┌─ MATERIAL PROVIDED
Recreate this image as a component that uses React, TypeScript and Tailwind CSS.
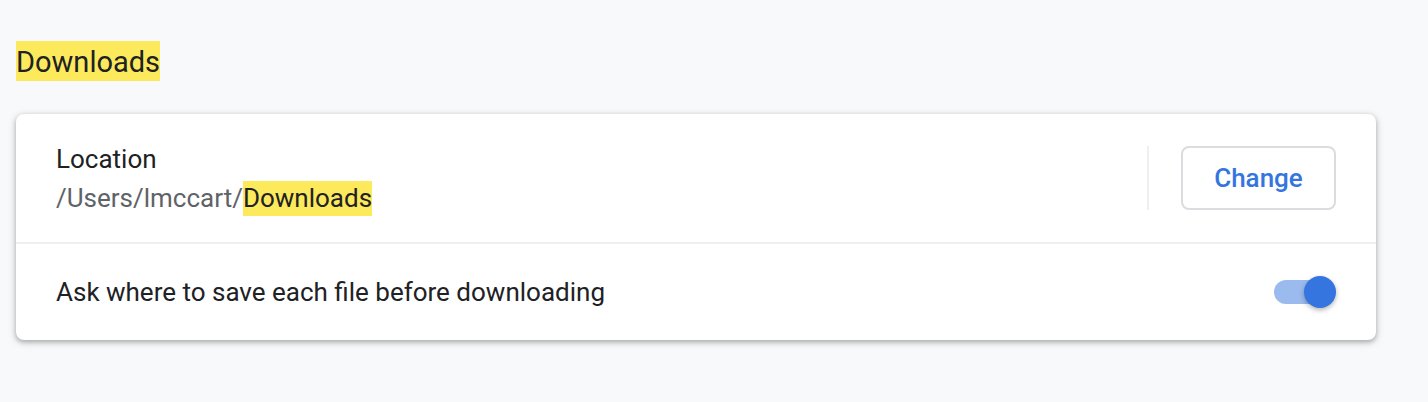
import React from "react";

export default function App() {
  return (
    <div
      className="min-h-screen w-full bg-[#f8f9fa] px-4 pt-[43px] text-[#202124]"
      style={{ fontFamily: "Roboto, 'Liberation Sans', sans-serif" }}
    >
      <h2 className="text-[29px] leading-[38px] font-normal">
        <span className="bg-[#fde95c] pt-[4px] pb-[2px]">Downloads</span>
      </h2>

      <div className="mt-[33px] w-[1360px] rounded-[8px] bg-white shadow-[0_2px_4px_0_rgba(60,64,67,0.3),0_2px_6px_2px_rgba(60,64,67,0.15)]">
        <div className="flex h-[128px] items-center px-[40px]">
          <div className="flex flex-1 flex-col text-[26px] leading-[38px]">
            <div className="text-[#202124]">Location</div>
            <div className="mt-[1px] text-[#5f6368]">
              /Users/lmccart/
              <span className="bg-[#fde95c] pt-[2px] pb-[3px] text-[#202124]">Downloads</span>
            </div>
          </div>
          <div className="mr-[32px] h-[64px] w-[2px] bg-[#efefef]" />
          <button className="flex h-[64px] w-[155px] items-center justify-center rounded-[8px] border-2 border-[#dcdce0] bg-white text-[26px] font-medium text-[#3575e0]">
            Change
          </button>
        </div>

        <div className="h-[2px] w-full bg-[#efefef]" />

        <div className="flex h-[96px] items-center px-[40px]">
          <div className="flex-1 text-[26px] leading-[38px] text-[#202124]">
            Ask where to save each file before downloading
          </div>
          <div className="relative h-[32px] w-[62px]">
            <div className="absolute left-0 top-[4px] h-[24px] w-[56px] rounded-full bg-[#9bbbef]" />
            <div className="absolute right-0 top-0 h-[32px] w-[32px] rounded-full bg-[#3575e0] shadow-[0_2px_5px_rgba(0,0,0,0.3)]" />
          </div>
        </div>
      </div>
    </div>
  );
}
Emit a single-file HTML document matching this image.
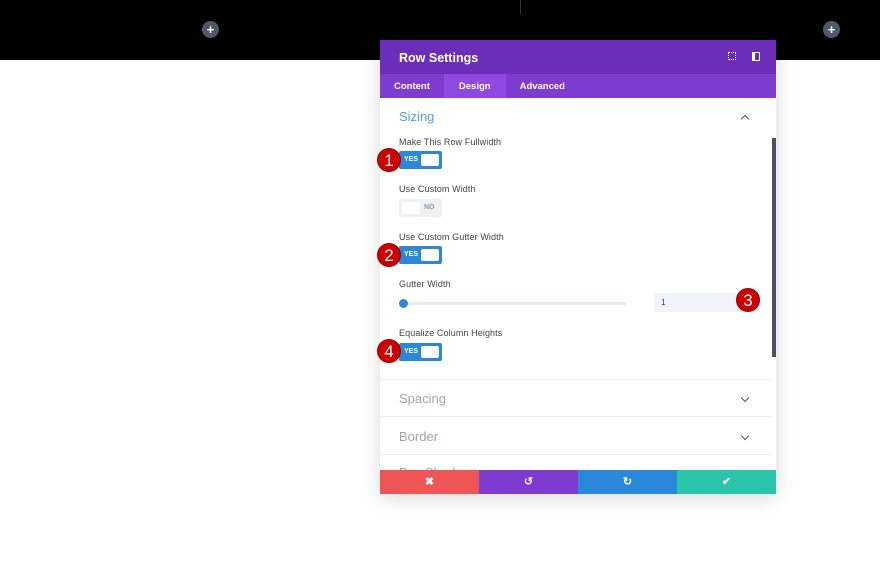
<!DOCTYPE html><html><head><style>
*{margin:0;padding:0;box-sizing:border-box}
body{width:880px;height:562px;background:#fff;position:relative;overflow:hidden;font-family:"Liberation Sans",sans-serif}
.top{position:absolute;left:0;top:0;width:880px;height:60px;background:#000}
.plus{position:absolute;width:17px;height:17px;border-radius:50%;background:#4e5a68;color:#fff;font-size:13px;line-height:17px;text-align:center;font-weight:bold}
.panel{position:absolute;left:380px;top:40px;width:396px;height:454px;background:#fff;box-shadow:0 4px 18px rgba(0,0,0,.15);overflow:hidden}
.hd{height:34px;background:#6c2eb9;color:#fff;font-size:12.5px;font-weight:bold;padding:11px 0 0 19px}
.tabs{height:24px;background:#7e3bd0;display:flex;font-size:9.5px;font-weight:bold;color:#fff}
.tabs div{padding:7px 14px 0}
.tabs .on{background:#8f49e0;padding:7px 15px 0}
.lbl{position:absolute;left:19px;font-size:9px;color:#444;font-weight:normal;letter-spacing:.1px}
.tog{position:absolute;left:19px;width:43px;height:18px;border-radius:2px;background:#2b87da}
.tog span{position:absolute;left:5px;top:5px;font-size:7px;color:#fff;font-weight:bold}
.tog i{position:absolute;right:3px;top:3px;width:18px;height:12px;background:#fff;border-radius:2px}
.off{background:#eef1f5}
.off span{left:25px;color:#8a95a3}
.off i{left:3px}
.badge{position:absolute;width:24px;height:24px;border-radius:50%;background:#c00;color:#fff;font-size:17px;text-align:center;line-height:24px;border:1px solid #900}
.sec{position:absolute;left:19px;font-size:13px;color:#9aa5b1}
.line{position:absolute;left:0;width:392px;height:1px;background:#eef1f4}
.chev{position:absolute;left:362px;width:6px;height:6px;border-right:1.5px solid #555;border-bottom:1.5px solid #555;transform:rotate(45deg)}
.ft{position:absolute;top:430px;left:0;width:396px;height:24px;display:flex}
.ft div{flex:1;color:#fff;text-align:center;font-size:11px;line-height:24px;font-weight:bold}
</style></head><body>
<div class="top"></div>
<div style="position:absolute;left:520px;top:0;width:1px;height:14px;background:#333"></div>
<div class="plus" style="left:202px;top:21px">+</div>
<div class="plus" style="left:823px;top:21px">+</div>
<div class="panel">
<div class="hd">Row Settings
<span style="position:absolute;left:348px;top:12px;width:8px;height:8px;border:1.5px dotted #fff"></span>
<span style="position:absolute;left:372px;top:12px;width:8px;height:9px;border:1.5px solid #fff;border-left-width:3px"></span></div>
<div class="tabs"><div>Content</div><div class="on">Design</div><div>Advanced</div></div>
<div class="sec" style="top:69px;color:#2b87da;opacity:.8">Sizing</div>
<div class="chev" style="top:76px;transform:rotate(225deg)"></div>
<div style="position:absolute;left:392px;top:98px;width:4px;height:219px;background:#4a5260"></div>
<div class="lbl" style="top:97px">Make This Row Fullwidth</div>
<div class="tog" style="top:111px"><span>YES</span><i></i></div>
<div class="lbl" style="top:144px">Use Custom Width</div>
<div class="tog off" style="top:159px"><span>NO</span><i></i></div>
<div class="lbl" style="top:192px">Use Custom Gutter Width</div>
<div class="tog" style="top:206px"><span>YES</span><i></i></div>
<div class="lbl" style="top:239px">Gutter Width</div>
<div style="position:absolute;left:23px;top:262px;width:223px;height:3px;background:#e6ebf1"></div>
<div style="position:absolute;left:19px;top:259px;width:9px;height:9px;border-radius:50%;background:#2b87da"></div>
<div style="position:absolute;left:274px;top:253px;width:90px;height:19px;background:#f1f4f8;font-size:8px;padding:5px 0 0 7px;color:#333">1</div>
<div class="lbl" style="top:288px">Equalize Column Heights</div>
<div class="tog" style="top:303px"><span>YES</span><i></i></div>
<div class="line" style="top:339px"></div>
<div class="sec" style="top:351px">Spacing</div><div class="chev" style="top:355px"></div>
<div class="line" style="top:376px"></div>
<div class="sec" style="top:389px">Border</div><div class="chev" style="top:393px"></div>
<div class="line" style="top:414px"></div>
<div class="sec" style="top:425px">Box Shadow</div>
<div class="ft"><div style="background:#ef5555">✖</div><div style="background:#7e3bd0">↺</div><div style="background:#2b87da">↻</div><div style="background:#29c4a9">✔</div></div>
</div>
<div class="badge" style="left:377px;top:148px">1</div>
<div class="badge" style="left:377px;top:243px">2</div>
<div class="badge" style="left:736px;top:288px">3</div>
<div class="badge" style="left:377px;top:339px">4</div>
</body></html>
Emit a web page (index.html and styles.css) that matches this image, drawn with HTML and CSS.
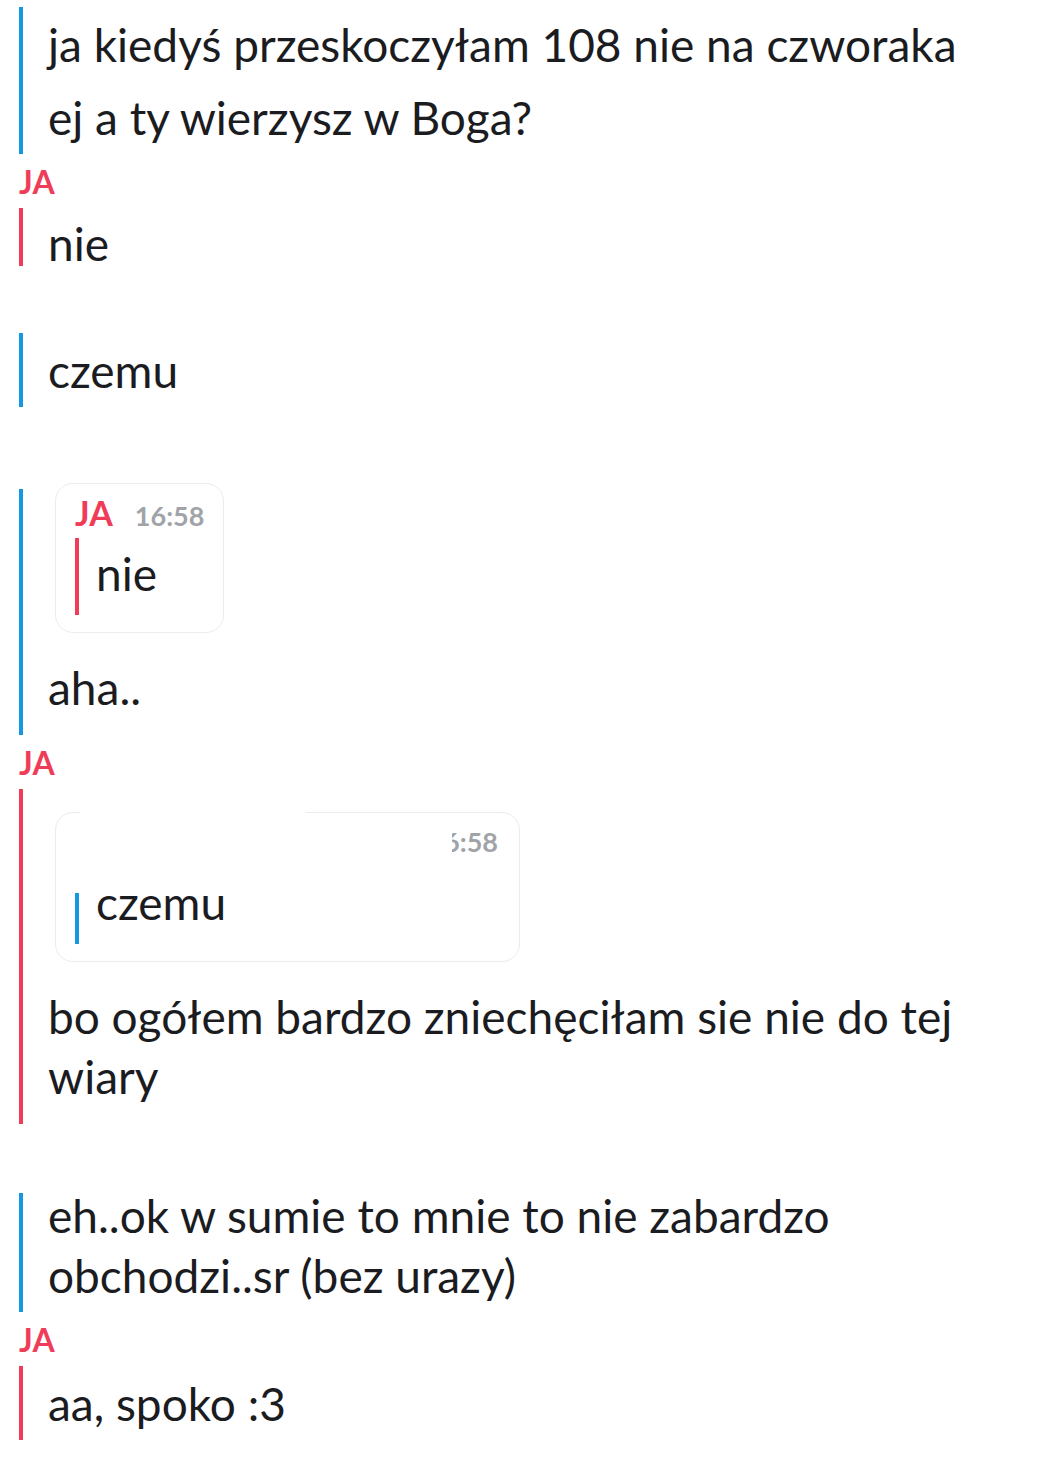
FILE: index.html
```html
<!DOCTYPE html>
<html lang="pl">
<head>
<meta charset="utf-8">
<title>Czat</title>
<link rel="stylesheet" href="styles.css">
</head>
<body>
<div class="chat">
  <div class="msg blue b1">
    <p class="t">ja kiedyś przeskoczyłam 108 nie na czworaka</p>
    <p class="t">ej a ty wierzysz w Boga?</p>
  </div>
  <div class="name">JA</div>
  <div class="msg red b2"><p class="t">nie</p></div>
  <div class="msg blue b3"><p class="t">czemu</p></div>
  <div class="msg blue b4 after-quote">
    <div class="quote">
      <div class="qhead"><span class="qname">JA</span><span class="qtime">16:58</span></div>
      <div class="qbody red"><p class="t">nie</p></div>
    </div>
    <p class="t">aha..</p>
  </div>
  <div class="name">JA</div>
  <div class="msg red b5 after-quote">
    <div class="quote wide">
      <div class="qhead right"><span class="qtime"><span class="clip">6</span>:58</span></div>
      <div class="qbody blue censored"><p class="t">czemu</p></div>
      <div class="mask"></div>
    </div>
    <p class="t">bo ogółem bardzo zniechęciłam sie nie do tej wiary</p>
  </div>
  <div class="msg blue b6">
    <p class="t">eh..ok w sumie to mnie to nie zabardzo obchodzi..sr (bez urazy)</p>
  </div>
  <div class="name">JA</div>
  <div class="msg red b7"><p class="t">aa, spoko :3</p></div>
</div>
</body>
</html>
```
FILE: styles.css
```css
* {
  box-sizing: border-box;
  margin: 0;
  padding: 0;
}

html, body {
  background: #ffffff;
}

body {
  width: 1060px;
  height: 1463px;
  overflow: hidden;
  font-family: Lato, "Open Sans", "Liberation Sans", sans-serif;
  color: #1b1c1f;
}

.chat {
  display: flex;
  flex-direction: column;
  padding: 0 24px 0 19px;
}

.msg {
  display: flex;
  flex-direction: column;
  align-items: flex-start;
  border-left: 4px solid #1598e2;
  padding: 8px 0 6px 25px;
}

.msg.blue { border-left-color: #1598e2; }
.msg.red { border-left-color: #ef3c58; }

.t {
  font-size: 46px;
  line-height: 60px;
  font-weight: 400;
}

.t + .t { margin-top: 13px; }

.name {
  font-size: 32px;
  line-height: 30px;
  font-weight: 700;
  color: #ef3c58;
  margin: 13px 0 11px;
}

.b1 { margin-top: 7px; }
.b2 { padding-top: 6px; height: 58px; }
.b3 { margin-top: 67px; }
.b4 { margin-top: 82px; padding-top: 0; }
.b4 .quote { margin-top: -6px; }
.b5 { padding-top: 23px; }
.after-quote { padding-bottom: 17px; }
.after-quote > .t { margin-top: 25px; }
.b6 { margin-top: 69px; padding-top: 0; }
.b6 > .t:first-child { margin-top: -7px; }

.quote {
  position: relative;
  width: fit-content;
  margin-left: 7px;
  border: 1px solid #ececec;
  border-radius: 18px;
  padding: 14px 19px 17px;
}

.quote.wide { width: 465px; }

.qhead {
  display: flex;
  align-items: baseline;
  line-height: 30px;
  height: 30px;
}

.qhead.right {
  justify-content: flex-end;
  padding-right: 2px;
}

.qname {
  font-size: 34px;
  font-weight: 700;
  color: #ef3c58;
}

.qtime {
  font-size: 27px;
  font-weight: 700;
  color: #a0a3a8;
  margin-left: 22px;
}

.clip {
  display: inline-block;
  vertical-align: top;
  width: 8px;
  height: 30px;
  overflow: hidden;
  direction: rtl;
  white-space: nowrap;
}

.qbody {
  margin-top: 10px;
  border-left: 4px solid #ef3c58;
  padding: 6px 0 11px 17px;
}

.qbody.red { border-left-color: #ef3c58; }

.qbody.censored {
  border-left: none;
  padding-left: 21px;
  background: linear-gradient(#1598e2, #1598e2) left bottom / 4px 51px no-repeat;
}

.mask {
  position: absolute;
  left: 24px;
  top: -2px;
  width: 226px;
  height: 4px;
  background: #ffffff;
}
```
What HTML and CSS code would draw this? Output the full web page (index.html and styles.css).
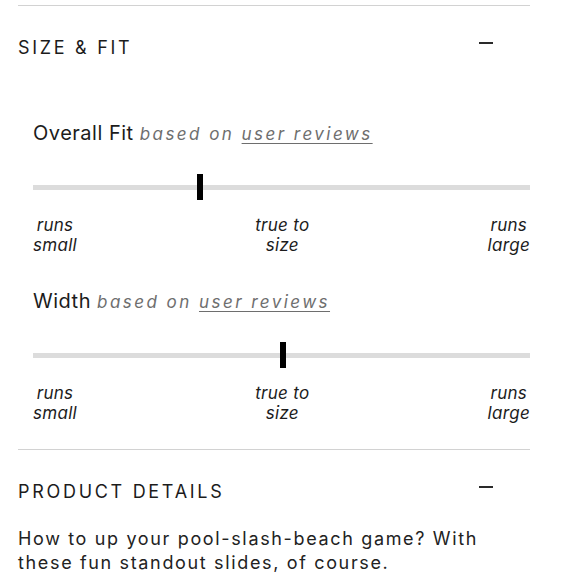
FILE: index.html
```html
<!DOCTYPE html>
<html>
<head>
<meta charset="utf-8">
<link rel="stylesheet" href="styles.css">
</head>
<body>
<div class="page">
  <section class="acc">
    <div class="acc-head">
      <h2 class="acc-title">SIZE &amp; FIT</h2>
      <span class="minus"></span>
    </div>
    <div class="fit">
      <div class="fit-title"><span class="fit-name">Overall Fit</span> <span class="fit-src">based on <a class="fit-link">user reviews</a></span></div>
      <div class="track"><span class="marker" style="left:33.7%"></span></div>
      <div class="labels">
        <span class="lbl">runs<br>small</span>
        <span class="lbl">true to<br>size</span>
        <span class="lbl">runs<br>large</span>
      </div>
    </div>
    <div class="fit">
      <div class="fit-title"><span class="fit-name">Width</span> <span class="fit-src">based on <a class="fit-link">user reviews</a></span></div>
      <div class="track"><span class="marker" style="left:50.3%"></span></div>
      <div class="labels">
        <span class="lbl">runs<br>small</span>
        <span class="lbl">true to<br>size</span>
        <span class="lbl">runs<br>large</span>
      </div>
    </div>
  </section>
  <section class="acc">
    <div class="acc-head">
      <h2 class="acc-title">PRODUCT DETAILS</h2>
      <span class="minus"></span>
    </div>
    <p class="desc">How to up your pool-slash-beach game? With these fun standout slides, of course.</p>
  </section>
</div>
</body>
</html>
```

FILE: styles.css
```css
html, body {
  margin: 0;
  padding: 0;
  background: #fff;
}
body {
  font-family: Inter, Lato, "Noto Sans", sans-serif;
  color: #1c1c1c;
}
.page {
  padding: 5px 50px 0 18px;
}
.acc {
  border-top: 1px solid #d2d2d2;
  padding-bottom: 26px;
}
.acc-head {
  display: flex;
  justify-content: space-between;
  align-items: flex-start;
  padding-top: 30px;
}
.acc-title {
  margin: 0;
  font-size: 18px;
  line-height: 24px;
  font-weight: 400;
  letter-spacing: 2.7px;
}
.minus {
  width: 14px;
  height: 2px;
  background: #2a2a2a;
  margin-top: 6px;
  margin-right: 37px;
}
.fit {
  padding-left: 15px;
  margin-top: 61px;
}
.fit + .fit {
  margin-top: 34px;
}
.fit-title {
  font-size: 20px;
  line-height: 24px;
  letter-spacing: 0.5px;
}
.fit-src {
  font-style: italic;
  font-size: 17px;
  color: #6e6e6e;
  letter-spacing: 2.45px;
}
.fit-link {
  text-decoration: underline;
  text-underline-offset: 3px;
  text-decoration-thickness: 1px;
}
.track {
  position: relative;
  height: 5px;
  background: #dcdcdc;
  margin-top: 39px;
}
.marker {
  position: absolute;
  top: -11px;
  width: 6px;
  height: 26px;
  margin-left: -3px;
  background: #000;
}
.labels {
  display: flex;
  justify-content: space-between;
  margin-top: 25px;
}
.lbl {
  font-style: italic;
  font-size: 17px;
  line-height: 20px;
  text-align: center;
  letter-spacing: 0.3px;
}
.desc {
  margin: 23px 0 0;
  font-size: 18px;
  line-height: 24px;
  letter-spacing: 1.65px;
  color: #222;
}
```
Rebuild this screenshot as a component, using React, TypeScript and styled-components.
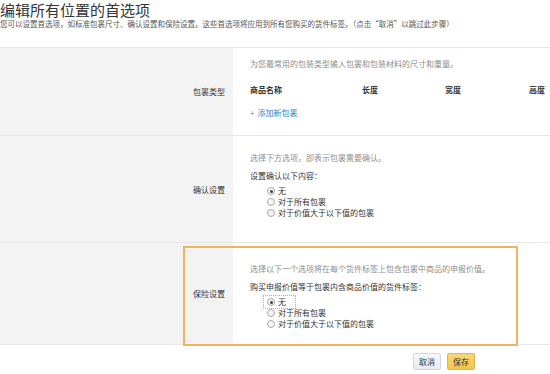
└─
» GIVEN REQUEST: Leave the pictures out and repeat exactly the lines from the beginning of the records to the line bearing "import React from", both ends counted.

» RESPONSE:
Recreate this image as a component that uses React, TypeScript and Tailwind CSS.
import React from "react";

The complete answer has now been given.